From the listing below, pull out the lines that hold "TypeScript".

◆ Dataset extract:
◆ ◆ ◆
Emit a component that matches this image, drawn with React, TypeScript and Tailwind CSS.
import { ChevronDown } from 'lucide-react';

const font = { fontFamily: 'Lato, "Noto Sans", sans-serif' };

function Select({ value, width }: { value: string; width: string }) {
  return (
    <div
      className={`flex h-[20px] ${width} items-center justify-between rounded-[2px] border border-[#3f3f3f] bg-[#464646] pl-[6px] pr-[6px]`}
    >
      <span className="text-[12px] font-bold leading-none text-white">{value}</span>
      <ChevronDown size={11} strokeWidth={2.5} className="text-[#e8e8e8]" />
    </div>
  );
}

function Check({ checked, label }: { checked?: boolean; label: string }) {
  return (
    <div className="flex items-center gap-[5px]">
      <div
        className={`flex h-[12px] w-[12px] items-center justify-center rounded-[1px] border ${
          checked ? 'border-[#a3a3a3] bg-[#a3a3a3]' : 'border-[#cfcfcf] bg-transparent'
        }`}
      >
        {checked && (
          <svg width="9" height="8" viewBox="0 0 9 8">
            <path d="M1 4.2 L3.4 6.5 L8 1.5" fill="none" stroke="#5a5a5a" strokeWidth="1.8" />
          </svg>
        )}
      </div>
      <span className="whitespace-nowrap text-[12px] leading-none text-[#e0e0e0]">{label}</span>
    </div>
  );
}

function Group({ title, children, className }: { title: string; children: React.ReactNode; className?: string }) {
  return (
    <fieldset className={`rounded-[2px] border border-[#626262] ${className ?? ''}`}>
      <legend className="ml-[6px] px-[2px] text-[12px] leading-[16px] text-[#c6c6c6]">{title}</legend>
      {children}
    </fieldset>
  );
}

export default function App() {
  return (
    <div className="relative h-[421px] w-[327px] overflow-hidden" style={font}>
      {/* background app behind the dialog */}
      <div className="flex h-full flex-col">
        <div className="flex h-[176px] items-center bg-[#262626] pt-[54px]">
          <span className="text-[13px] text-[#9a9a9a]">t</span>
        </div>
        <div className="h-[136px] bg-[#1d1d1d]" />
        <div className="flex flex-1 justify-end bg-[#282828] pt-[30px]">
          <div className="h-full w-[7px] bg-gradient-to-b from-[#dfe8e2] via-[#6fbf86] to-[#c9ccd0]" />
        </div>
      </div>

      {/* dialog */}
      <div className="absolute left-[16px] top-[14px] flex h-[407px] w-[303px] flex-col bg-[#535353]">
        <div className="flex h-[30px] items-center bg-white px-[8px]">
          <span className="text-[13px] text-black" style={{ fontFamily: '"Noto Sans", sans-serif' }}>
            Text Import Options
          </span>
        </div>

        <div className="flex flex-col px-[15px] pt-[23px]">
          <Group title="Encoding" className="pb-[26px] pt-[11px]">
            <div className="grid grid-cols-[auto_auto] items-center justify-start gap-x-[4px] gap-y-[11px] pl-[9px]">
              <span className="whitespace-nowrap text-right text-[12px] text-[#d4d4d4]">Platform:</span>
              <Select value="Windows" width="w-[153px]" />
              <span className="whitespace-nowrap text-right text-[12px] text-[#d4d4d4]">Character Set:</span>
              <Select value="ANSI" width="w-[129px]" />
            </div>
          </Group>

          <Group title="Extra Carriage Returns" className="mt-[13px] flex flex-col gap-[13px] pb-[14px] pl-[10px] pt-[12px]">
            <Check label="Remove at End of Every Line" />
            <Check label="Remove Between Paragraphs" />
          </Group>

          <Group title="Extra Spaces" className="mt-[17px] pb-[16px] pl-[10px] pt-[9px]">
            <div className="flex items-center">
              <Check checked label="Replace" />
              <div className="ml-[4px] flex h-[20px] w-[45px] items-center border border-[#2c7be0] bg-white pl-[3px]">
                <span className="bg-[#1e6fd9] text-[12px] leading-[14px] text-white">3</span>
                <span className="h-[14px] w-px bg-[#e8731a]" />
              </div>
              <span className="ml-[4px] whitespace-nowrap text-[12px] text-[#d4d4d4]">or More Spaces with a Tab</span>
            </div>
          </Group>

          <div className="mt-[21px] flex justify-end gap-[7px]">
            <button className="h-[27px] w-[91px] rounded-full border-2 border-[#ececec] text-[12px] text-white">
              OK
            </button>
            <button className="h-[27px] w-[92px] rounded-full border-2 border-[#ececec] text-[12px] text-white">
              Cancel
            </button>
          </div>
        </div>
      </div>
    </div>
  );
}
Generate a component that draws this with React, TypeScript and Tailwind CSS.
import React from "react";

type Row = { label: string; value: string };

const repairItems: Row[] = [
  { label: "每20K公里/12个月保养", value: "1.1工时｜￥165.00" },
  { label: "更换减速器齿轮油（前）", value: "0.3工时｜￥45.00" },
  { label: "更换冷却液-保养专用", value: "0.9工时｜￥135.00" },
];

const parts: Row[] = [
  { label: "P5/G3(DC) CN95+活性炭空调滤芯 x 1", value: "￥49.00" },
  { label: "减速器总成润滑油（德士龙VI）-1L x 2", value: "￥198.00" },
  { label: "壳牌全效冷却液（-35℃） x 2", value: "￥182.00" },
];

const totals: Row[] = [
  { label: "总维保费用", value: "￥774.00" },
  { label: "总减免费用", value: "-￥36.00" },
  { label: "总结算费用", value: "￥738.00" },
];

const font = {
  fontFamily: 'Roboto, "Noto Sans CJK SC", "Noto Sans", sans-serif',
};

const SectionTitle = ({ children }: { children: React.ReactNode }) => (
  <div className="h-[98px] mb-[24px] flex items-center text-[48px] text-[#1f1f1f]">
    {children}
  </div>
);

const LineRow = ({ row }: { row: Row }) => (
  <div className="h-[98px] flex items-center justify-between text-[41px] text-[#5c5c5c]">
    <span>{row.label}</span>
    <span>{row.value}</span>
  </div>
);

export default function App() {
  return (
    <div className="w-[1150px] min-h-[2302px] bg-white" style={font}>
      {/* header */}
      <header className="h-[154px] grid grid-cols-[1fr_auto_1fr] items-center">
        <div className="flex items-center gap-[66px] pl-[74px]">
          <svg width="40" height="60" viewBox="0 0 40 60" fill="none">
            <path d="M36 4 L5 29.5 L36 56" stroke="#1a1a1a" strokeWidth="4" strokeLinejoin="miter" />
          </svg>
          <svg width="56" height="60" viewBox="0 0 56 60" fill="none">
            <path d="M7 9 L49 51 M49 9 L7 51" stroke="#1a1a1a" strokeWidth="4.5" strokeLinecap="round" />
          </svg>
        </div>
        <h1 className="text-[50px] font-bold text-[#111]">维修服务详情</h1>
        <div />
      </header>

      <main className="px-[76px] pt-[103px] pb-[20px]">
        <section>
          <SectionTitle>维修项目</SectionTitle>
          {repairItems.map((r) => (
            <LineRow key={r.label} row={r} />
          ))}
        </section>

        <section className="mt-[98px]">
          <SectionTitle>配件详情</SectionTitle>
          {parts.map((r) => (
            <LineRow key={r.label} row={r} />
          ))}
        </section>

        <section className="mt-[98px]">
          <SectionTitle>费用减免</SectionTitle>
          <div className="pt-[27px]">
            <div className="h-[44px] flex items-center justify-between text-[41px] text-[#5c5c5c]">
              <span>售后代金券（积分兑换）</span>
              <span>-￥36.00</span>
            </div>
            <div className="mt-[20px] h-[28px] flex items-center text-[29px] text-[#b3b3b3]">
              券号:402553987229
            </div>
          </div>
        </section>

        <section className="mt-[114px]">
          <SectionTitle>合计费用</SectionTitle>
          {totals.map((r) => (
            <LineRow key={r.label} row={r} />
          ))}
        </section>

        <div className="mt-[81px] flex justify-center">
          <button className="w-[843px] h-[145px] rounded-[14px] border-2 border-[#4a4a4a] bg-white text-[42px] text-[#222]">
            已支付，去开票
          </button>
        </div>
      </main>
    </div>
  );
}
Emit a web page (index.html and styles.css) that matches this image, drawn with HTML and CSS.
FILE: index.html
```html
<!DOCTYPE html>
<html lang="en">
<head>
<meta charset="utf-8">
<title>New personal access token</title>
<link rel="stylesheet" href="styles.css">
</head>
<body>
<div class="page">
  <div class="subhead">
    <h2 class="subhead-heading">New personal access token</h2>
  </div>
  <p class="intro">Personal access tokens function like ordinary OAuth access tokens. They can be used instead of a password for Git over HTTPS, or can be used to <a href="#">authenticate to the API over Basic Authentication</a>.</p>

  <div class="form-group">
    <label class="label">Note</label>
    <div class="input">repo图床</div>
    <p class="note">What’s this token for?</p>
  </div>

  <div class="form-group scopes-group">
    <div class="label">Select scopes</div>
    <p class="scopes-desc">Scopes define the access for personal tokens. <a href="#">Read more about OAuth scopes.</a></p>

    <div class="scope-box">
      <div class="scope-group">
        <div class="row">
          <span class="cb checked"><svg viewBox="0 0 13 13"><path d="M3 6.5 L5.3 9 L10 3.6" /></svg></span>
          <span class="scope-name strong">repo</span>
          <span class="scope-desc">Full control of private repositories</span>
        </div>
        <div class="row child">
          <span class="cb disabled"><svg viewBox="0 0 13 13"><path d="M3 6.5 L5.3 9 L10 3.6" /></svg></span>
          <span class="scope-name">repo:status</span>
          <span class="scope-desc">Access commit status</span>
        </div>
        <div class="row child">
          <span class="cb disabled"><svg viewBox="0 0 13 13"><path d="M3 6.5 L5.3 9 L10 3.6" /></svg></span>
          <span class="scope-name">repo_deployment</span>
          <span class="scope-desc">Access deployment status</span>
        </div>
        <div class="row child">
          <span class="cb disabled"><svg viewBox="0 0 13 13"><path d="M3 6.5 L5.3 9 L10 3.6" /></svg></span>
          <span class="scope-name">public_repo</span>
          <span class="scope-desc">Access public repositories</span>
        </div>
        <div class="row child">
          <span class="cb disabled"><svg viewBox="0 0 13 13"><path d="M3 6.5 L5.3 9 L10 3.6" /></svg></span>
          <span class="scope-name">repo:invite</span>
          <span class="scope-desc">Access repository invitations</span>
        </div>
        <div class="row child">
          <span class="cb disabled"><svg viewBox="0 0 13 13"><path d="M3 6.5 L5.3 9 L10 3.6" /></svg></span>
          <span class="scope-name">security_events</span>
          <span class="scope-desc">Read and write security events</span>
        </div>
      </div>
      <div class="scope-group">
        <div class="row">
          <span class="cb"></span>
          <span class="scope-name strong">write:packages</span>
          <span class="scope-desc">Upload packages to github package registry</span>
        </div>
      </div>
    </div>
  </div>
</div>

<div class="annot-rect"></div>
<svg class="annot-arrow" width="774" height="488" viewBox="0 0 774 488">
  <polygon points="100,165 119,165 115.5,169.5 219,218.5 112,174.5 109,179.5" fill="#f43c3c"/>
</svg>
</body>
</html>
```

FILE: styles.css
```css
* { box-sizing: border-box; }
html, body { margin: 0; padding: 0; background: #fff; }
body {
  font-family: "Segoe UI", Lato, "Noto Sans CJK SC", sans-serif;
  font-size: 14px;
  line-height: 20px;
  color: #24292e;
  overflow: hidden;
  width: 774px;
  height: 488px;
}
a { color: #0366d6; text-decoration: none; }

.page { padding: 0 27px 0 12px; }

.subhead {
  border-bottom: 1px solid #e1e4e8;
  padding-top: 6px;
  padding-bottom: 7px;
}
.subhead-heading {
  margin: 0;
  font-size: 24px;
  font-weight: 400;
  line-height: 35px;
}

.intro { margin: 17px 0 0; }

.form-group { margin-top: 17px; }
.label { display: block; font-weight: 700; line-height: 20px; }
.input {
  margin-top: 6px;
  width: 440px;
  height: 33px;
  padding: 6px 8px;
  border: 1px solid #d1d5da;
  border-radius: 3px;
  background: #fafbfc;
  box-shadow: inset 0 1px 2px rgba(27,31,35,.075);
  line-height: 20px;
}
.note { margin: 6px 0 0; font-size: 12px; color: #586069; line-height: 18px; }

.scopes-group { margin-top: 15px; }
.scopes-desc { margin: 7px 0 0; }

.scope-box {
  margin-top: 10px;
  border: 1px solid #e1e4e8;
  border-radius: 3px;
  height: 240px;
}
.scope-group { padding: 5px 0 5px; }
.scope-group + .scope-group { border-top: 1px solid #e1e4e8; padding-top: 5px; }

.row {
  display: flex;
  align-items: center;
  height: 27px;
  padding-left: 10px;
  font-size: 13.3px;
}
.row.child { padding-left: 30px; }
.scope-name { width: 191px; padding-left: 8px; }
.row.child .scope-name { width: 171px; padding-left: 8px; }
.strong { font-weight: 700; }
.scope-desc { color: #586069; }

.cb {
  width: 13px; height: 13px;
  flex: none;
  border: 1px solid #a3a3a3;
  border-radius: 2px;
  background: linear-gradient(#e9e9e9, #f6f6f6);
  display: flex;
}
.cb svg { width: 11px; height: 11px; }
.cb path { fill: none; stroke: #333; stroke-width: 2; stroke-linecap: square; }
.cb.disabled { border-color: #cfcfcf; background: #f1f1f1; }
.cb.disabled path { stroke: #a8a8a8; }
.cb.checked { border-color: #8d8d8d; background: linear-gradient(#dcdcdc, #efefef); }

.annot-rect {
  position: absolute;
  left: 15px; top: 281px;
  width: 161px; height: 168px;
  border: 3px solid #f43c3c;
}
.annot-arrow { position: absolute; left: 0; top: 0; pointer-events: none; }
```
◆ ◆ ◆
◆ Worked solution:
Emit a component that matches this image, drawn with React, TypeScript and Tailwind CSS.
Generate a component that draws this with React, TypeScript and Tailwind CSS.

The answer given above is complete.